WHAT YOU NEED TO DO:
A verbatim copy is needed of the lines from the one containing "Write a component" down to the one containing "const cols = 'grid", inclusive. Print it with no pictures.

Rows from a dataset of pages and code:
--- START ---

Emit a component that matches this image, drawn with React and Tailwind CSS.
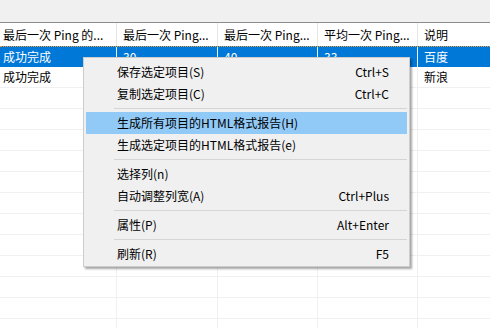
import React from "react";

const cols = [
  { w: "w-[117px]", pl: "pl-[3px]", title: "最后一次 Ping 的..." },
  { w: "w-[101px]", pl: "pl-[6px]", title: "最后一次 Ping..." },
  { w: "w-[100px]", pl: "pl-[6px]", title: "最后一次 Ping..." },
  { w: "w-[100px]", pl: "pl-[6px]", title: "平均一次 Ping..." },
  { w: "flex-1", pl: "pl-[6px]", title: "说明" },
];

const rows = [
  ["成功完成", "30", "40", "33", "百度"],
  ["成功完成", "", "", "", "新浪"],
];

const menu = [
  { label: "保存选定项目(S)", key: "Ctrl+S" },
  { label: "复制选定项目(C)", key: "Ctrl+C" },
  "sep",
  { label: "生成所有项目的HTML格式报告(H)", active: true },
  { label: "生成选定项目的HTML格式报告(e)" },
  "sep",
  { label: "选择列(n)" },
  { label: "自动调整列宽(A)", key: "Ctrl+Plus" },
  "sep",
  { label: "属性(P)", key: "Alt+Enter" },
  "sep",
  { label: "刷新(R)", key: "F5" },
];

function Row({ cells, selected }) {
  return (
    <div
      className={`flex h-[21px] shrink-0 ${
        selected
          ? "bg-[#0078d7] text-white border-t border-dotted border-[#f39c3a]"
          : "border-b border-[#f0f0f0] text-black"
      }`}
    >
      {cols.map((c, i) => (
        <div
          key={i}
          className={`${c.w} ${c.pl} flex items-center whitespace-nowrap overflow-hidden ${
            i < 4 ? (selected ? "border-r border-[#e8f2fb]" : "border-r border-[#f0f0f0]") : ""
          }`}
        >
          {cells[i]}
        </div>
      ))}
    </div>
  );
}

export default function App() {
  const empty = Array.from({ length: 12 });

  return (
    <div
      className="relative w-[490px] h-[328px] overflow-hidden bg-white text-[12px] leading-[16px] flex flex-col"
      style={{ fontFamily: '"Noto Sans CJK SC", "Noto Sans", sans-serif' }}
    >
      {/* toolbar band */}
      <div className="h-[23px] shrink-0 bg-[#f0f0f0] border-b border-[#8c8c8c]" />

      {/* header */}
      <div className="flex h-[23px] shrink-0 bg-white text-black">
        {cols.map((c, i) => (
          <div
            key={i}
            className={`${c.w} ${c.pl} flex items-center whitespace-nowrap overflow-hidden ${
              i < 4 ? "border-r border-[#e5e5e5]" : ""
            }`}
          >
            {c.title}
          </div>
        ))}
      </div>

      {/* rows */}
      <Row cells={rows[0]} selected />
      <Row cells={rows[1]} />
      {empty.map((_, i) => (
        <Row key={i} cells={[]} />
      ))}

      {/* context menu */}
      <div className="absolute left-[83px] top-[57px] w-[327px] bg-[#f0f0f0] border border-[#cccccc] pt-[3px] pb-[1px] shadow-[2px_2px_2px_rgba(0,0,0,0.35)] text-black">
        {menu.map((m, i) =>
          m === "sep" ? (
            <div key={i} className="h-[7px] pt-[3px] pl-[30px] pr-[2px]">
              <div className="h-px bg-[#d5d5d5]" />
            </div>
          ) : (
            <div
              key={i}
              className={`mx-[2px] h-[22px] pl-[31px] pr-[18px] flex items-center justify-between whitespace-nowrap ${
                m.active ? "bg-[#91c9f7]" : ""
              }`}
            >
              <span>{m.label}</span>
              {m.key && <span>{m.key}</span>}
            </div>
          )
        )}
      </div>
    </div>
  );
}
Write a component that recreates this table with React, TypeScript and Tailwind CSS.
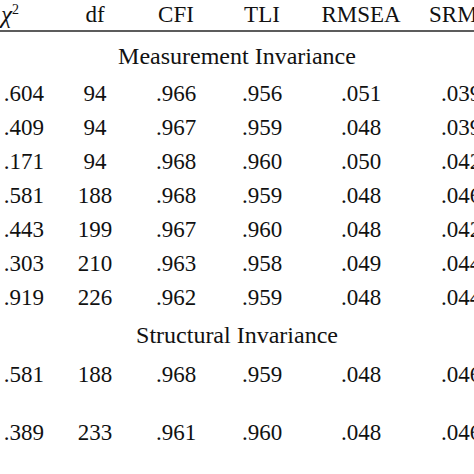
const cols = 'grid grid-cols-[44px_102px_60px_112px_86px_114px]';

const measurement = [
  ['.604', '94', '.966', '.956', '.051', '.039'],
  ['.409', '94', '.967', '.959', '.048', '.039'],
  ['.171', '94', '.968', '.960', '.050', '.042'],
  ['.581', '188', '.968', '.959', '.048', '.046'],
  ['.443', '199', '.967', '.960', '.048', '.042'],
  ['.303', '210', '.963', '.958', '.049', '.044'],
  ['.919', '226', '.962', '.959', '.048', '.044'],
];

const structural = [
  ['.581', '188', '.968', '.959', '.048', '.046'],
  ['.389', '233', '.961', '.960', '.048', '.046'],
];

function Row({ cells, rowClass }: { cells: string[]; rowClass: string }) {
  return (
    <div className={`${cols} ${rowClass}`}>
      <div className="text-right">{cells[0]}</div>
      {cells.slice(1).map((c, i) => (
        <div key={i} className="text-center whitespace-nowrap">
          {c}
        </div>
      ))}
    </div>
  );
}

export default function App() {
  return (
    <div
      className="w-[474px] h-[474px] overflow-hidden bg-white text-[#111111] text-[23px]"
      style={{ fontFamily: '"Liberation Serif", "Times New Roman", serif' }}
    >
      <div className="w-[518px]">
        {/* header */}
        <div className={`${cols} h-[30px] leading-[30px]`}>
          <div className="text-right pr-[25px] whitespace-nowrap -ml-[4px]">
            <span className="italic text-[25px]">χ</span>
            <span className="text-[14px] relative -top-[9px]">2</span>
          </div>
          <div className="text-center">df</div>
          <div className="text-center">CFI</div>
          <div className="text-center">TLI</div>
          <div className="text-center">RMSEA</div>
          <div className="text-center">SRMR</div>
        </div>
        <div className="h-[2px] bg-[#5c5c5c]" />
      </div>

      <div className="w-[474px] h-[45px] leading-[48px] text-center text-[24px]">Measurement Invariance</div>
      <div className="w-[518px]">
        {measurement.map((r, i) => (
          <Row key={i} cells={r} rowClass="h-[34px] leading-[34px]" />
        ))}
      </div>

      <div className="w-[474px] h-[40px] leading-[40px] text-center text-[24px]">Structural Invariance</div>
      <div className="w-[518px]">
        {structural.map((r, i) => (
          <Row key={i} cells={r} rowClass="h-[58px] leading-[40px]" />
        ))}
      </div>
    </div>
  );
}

--- END ---

SOLUTION TO THIS PROBLEM:
Write a component that recreates this table with React, TypeScript and Tailwind CSS.
const cols = 'grid grid-cols-[44px_102px_60px_112px_86px_114px]';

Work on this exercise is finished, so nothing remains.